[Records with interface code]
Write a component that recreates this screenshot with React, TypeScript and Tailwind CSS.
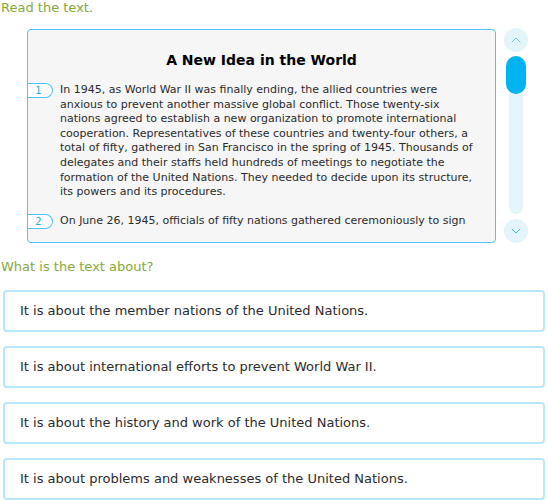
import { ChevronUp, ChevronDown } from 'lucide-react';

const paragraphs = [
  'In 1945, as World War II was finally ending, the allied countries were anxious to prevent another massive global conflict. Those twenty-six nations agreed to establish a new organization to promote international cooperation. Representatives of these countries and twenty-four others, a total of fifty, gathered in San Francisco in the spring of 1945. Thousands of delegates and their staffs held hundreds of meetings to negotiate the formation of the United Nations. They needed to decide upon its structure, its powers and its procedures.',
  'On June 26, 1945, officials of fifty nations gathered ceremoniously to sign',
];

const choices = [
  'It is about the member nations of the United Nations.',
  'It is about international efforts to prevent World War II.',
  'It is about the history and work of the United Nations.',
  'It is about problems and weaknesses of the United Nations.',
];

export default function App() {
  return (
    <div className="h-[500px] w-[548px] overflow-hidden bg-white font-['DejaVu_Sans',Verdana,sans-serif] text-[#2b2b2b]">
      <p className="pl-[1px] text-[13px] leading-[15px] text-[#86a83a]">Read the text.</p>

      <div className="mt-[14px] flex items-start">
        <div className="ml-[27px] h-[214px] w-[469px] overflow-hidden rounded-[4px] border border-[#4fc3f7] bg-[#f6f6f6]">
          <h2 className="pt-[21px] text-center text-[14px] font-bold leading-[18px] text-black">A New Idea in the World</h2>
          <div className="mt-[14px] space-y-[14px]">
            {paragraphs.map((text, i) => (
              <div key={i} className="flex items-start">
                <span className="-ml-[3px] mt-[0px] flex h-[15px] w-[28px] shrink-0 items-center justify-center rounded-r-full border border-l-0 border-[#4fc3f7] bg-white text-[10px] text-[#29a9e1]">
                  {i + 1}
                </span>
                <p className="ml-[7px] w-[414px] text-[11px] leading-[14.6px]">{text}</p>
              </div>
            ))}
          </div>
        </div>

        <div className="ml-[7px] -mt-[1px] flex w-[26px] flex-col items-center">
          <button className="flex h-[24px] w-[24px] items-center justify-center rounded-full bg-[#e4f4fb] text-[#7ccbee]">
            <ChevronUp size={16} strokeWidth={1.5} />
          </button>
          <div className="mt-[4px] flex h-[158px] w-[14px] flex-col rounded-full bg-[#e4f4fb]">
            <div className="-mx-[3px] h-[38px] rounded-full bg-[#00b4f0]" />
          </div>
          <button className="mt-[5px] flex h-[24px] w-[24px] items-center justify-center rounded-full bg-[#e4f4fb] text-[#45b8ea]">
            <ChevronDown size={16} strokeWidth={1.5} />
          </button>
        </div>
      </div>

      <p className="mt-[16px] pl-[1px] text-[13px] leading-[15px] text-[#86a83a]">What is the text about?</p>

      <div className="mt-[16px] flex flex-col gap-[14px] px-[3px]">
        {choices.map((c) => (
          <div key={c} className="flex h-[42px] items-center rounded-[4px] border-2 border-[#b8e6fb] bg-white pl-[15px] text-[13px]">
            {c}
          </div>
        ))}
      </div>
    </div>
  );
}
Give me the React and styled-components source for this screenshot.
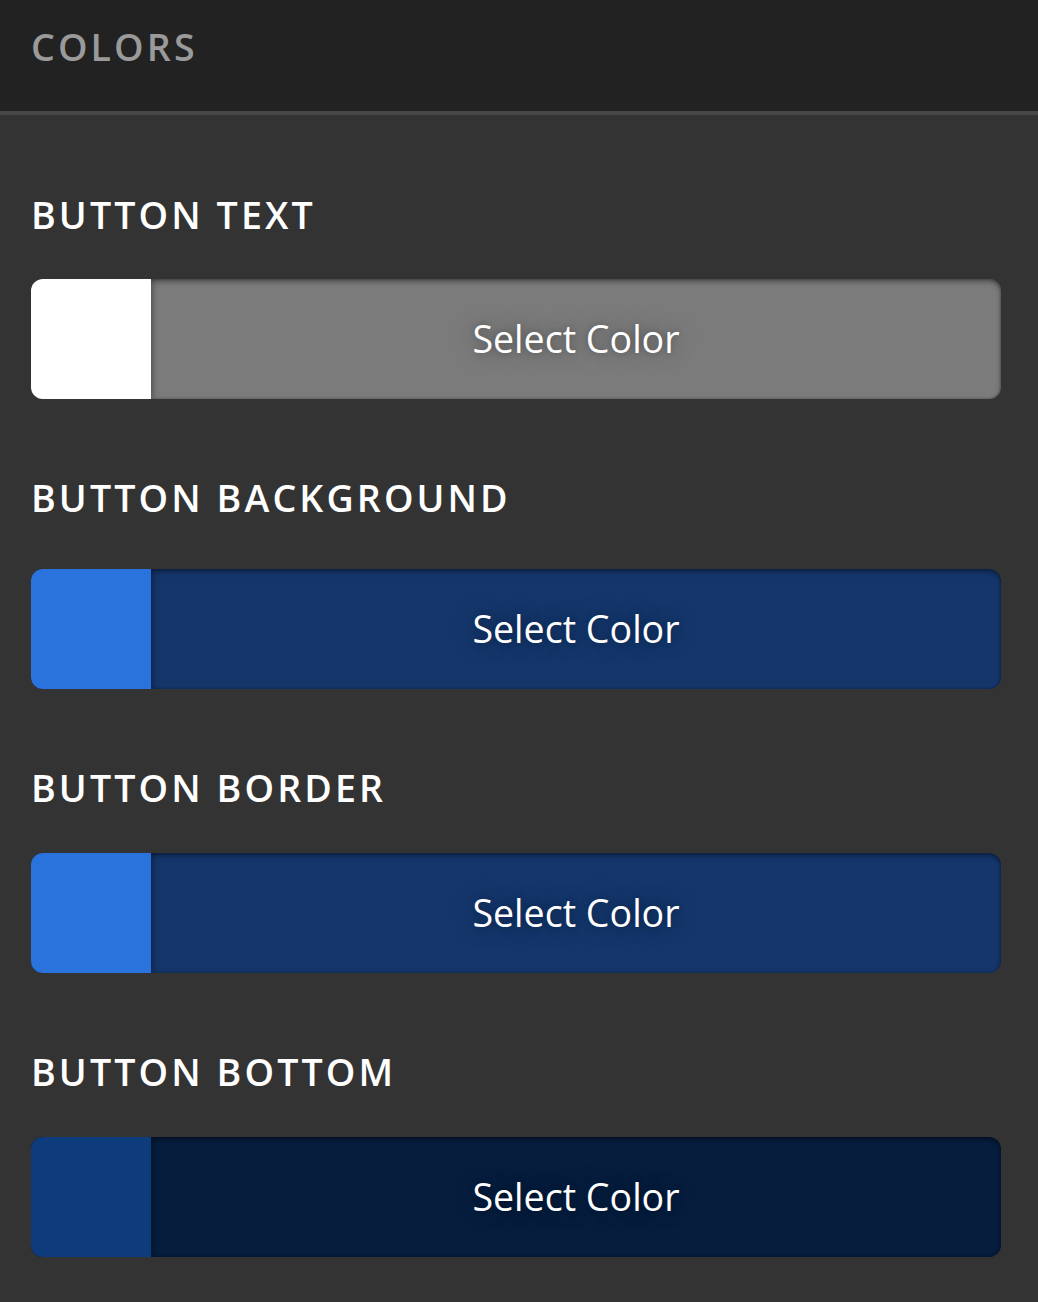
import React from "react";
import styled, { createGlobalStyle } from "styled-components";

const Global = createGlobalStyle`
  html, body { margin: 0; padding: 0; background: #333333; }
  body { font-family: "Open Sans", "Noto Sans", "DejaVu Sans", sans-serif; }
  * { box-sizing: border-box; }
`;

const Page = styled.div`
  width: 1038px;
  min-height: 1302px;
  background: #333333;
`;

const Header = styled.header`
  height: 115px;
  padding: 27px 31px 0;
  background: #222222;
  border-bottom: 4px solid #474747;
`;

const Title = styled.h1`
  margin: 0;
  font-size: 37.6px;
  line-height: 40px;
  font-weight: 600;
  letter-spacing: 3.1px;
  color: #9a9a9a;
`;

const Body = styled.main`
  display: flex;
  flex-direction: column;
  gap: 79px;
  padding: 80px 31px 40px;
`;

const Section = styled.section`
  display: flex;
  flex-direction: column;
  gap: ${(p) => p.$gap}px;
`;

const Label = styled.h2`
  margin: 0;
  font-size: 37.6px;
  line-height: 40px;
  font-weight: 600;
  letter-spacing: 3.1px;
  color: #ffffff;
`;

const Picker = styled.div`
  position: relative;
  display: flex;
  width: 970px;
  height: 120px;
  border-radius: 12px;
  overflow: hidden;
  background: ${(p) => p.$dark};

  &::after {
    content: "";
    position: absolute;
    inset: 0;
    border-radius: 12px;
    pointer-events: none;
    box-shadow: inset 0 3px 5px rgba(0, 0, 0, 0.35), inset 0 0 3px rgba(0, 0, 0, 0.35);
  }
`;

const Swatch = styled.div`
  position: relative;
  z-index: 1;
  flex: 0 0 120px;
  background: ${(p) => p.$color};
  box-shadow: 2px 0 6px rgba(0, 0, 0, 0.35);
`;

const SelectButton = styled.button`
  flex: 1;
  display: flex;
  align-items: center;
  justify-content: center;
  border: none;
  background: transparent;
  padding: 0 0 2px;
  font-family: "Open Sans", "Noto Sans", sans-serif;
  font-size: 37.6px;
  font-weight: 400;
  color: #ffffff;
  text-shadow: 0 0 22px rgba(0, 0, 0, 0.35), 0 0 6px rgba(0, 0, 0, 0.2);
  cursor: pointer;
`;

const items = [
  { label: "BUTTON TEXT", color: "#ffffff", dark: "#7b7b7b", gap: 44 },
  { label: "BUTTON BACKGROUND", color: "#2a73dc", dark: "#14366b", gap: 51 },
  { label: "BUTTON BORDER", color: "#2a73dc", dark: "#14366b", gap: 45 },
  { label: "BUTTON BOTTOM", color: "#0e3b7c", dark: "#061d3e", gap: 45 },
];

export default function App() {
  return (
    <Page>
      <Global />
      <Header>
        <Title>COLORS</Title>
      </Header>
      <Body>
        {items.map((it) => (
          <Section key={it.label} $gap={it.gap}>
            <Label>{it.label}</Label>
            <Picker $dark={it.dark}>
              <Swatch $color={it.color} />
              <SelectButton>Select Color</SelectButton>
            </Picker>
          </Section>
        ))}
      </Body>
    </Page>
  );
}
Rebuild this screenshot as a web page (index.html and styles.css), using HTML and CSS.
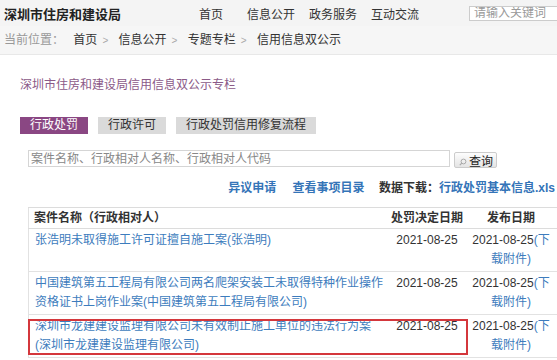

=== Written task ===
Determine the number of lines in the listing that contain the string "html". Write that number and nothing else.

=== Solution to the problem ===
2